One thing that short-yearling mass doesn’t seem to affect is the survival rate of her future calves. Henslee’s research found a calf survival rate of only 18% that was seemingly random. As she explained, this is probably due to the high rate of brown bears chomping on them as easy prey.
Adult moose, however, have a pretty high survival rate. That, combined with the high reproductive rate, means that the population is still growing—not too rapidly, but it is growing.
By studying these pieces of the moose-reproduction puzzle, Henslee is directly contributing not only to the management of the areas she works in, but other areas of low-density moose populations as well. And even beyond the direct application of her work to wildlife management agencies, this analysis helps researchers better understand the moose species as a whole, including how their reproductive output in adulthood is linked to other factors earlier on.

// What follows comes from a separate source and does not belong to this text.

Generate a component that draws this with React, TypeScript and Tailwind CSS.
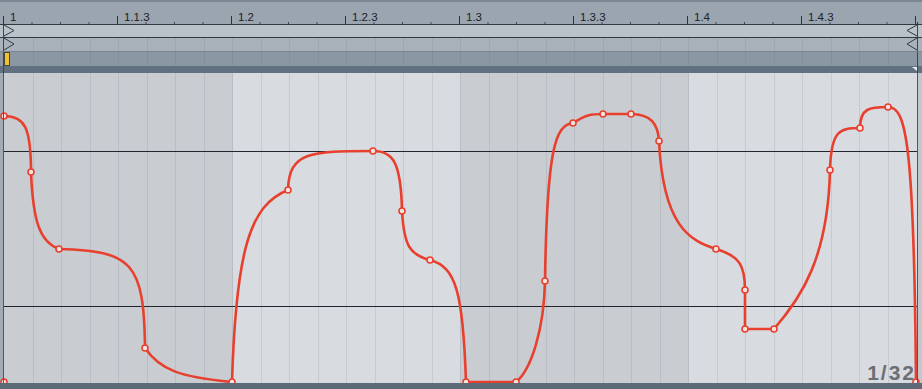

Another interesting thing about these moose she’s researching, Henslee says, is the individual variation between moose. Studying populations as a whole reveals how moose each have their own personalities, choices and preferences.

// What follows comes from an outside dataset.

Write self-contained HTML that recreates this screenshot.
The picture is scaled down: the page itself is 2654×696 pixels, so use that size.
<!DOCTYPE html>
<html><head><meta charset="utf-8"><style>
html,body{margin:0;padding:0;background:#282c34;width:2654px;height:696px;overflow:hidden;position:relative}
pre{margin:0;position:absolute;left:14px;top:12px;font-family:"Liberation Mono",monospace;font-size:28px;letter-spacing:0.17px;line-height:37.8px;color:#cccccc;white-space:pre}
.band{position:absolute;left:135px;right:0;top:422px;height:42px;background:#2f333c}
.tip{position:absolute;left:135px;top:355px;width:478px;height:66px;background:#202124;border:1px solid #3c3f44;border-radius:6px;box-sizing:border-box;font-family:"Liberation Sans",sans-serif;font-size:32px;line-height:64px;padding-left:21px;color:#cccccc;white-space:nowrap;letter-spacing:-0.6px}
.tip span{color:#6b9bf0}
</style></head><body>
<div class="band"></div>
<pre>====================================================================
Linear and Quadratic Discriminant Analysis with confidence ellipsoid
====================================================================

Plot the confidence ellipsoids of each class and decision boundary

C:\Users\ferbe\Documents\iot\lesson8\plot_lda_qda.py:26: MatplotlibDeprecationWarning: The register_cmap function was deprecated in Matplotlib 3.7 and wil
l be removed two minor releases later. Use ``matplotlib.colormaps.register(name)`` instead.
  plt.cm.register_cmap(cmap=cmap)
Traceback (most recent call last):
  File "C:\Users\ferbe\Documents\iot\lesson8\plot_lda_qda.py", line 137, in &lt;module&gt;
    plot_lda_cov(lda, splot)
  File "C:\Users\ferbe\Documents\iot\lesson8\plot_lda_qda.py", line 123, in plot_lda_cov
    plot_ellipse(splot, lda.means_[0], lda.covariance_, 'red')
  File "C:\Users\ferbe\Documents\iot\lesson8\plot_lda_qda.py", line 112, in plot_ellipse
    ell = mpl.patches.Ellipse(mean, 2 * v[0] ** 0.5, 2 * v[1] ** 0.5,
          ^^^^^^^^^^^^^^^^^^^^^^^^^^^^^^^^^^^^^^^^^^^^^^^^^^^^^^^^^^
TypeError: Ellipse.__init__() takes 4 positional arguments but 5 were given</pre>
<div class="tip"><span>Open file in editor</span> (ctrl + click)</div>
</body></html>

“It's important to remember that even though researchers make assumptions about populations or even species as a whole, individual animals make their own set of complicated choices every day to ensure their survival or survival of their young,” said Henslee. “It certainly keeps you guessing!”

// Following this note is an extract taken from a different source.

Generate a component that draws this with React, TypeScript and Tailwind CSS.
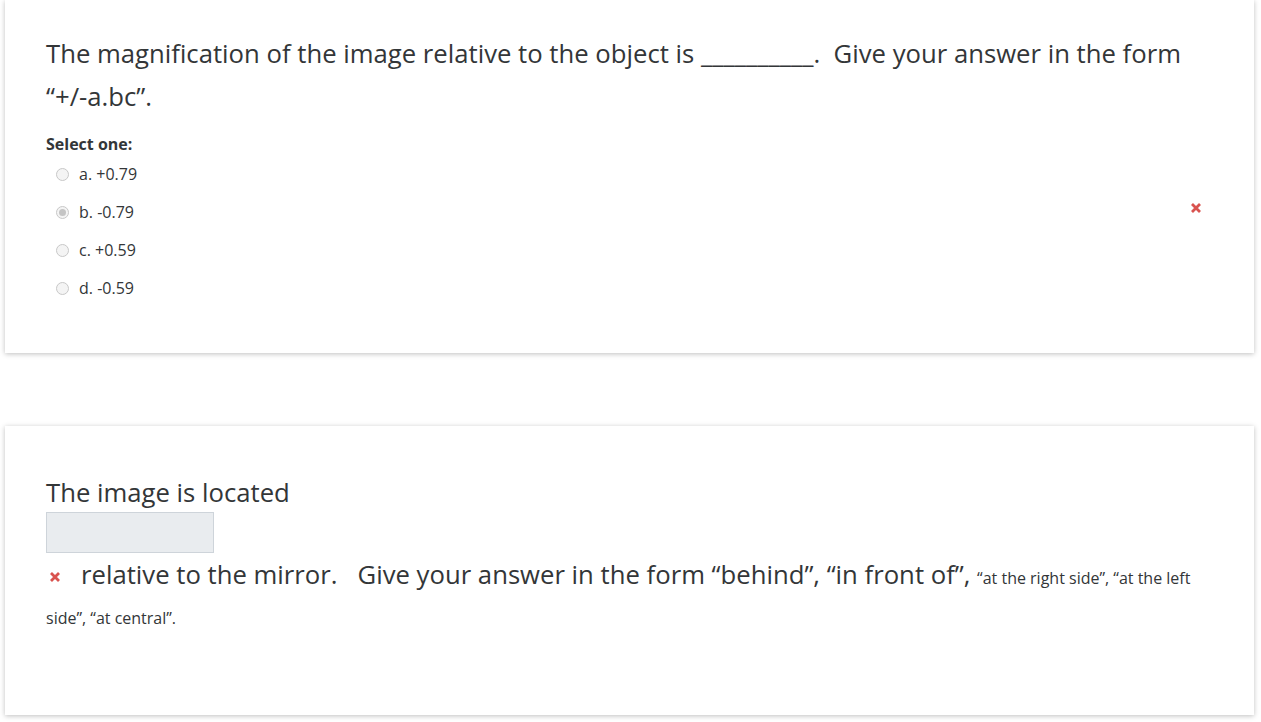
import React from 'react';

const options = [
  { key: 'a', label: '+0.79', checked: false },
  { key: 'b', label: '-0.79', checked: true },
  { key: 'c', label: '+0.59', checked: false },
  { key: 'd', label: '-0.59', checked: false },
];

const Cross: React.FC<{ className?: string }> = ({ className }) => (
  <svg viewBox="0 0 12 12" className={className} aria-hidden="true">
    <path d="M2 2 L10 10 M10 2 L2 10" stroke="#d9534f" strokeWidth="2.8" strokeLinecap="butt" />
  </svg>
);

const Radio: React.FC<{ checked: boolean }> = ({ checked }) => (
  <span className="flex h-[13px] w-[13px] shrink-0 items-center justify-center rounded-full border border-[#c8c8c8] bg-[#f4f4f4]">
    {checked && <span className="h-[7px] w-[7px] rounded-full bg-[#c4c4c4]" />}
  </span>
);

const App: React.FC = () => {
  return (
    <div
      className="min-h-[722px] bg-white pl-[5px] pr-[7px] pb-[7px] text-[#333638]"
      style={{ fontFamily: '"Open Sans", "Noto Sans", sans-serif' }}
    >
      <div className="flex flex-col gap-[73px]">
        <div className="h-[353px] bg-white pl-[41px] pr-[40px] pt-[32px] shadow-[0_1px_5px_rgba(0,0,0,0.25)]">
          <p className="text-[25.7px] leading-[43px]">
            The magnification of the image relative to the object is __________.&nbsp; Give your answer in the form{' '}
            <span className="whitespace-nowrap">“+/-a.bc”.</span>
          </p>
          <div className="mt-[15px] text-[16px] font-bold leading-[22px]">Select one:</div>
          <div className="flex flex-col">
            {options.map((o) => (
              <div key={o.key} className="flex h-[38px] items-center">
                <div className="ml-[10px] flex items-center gap-[10px] text-[16px]">
                  <Radio checked={o.checked} />
                  <span>
                    {o.key}. {o.label}
                  </span>
                </div>
                {o.checked && (
                  <div className="ml-auto mb-[8px] pr-[12px]">
                    <Cross className="h-[12px] w-[12px]" />
                  </div>
                )}
              </div>
            ))}
          </div>
        </div>

        <div className="h-[289px] bg-white pl-[41px] pr-[40px] pt-[48px] shadow-[0_1px_5px_rgba(0,0,0,0.25)]">
          <p className="text-[25.7px] leading-[38px]">The image is located</p>
          <div className="h-[41px] w-[168px] border border-[#ced4da] bg-[#e9ecef]" />
          <p className="mt-[2px] leading-[40px]">
            <Cross className="mr-[20px] ml-[3px] inline-block h-[12px] w-[12px] align-[1px]" />
            <span className="text-[25.7px]">
              relative to the mirror.&nbsp;&nbsp; Give your answer in the form “behind”, “in front of”,{' '}
            </span>
            <span className="text-[16px]">“at the right side”, “at the left side”, “at central”.</span>
          </p>
        </div>
      </div>
    </div>
  );
};

export default App;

COLLARING - Henslee holds a young moose calf as part of her field work in Game Management Unit 22.
As a professional biologist and soon-to-be M.S. graduate, Henslee has some advice for young scientists: “keep an open mind and try to get experience in as many different things as you can.” She explains that taking on tasks that pop up and offer different avenues of experience can expand your skill set and find new things you’re passionate about. As Henslee says: “you never know what might end up inspiring yo
She also explains a similar attitude toward reading: exploring your field widely by reading the relevant literature can help you find avenues of exploration, new methods to explore and get the creativity flowing that’s essential for good research design.
“I found that reading the literature, even if it may not seem entirely relevant at first, made a huge difference in helping me identify research needs,” explained Henslee. “I struggled to gain my footing with a focused research idea at first, but now I have a handful of ideas that I want to pursue once I defend my thesis and publish my chapters. One answer seems to lead to many more questions.”
Henslee started working with the Alaska Department of Fish and Game in 2019. Before that, she earned her Bachelor of Technology degree in Wildlife Management from the State University of New York Cobleskill.
For the future of this particular research, Henslee is hoping to incorporate data from further regions to study factors like population density and other environmental conditions. Moving forward, she’s going to keep working here in Alaska to keep our moose populations healthy and well-managed.